Iranian Navy was conducting a naval exercise in the country’s southeastern waters when it warned a U.S. Navy vessel and a fighter jet to move away from the area in which the exercise was being conducted, media reports say.

Iranian news site Press TV reported that the U.S. Navy confirmed that it left the drill zone in the Persian Gulf after receiving warnings. According to the same site, the Velayat 94 entered into the main operational phase and featured the Iranian domestically-built Tareq submarine in addition to other surface vessels.

Tasnim News Agency, Iranian semi-official news agency stated the naval exercise, code-named “Velayat 94”, covered an area of around 3 million square kilometers, down to the 10-degrees latitude, north of the Indian Ocean.

CNN quoted the U.S. Navy Cmdr Kevin Stephens as saying: “Iran has announced closure areas for live fire events associated with its exercise.

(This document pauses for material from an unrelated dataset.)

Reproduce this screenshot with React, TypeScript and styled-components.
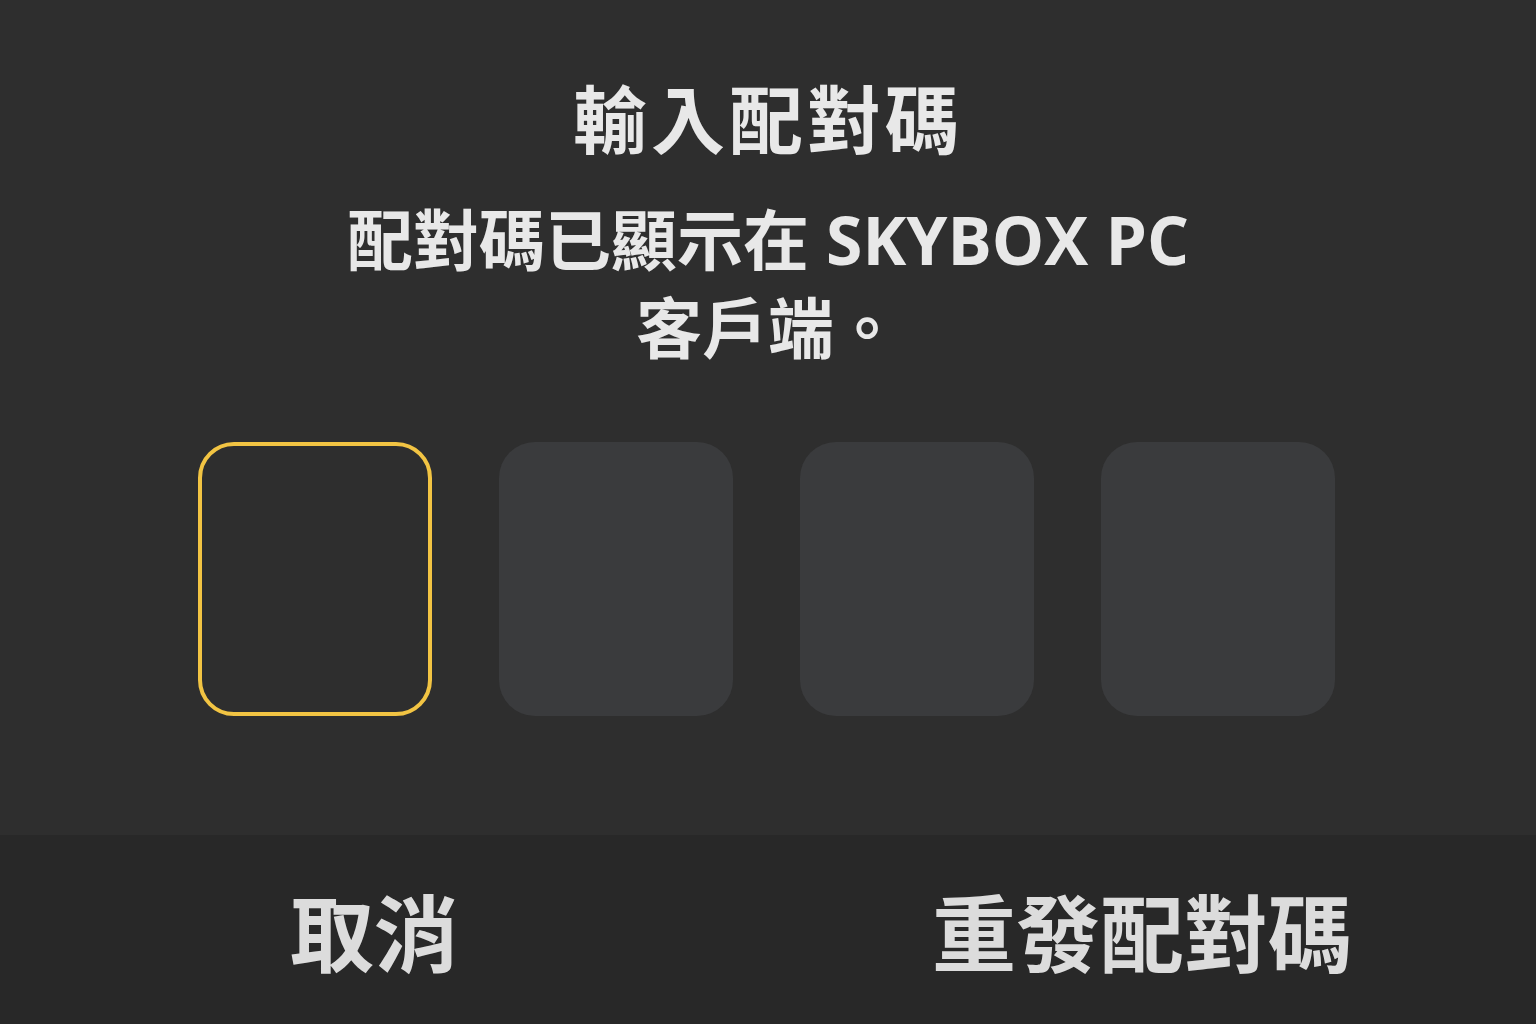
import React from "react";
import styled, { createGlobalStyle } from "styled-components";

const GlobalStyle = createGlobalStyle`
  html, body {
    margin: 0;
    padding: 0;
    background: #2e2e2e;
  }
  #root {
    height: 1024px;
  }
`;

const PairCodeDialog = () => {
  const slots = [0, 1, 2, 3];
  const activeSlot = 0;

  return (
    <>
      <GlobalStyle />
      <Screen>
        <Body>
          <Title>輸入配對碼</Title>
          <Subtitle>
            配對碼已顯示在 SKYBOX PC
            <br />
            客戶端。
          </Subtitle>
          <CodeRow>
            {slots.map((i) => (
              <CodeSlot key={i} $active={i === activeSlot} />
            ))}
          </CodeRow>
        </Body>
        <ActionBar>
          <ActionButton>取消</ActionButton>
          <ActionButton>重發配對碼</ActionButton>
        </ActionBar>
      </Screen>
    </>
  );
};

export default PairCodeDialog;

const Screen = styled.div`
  height: 1024px;
  display: flex;
  flex-direction: column;
  background: #2e2e2e;
  font-family: "Open Sans", "Noto Sans CJK TC", sans-serif;
  color: #e8e8e8;
`;
const Body = styled.div`
  height: 835px;
  display: flex;
  flex-direction: column;
  align-items: center;
  box-sizing: border-box;
  padding-top: 68px;
`;
const Title = styled.h1`
  margin: 0;
  font-family: "Noto Sans CJK TC", sans-serif;
  font-size: 74px;
  line-height: 96px;
  font-weight: 700;
  letter-spacing: 4px;
`;
const Subtitle = styled.p`
  margin: 31px 0 0;
  font-size: 66px;
  line-height: 88px;
  font-weight: 700;
  text-align: center;
`;
const CodeRow = styled.div`
  display: flex;
  gap: 67px;
  margin-top: 71px;
  margin-right: 4px;
`;
const CodeSlot = styled.div<{ $active: boolean }>`
  width: 234px;
  height: 274px;
  box-sizing: border-box;
  border-radius: 36px;
  background: ${(p) => (p.$active ? "transparent" : "#3a3b3d")};
  border: ${(p) => (p.$active ? "4px solid #f2c443" : "none")};
`;
const ActionBar = styled.div`
  flex: 1;
  display: grid;
  grid-template-columns: 1fr 1fr;
  align-items: center;
  background: #282828;
`;
const ActionButton = styled.button`
  background: none;
  border: none;
  padding: 0 20px 0 0;
  font-family: "Noto Sans CJK TC", sans-serif;
  font-size: 84px;
  font-weight: 700;
  color: #dcdcdc;
  text-align: center;
`;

This is a common practice for any navy conducting such training at sea.”

The latest “incident” occurred some two weeks after another U.S.-Iran confrontation in which the Iranian Islamic Revolution Guards Corps detained ten U.S. Navy soldiers after they had wandered into Iranian waters.

Covering the January 12 incident, Iranian semi-official agency Fars News reported that Iranian authorities were in possession of U.S. Navy GPS equipment which would prove that the intrusion had an espionage aspect to it.

In yet another incident that happened less than a month ago, Iranian rockets, fired during a live-fire exercise, flew dangerously near the U.S. Navy aircraft carrier USS Harry S. Truman.

At that time, it was noted that the attack was not aimed at the aircraft carrier or other vessels but the action was described as “unnecessarily provocative and unsafe.”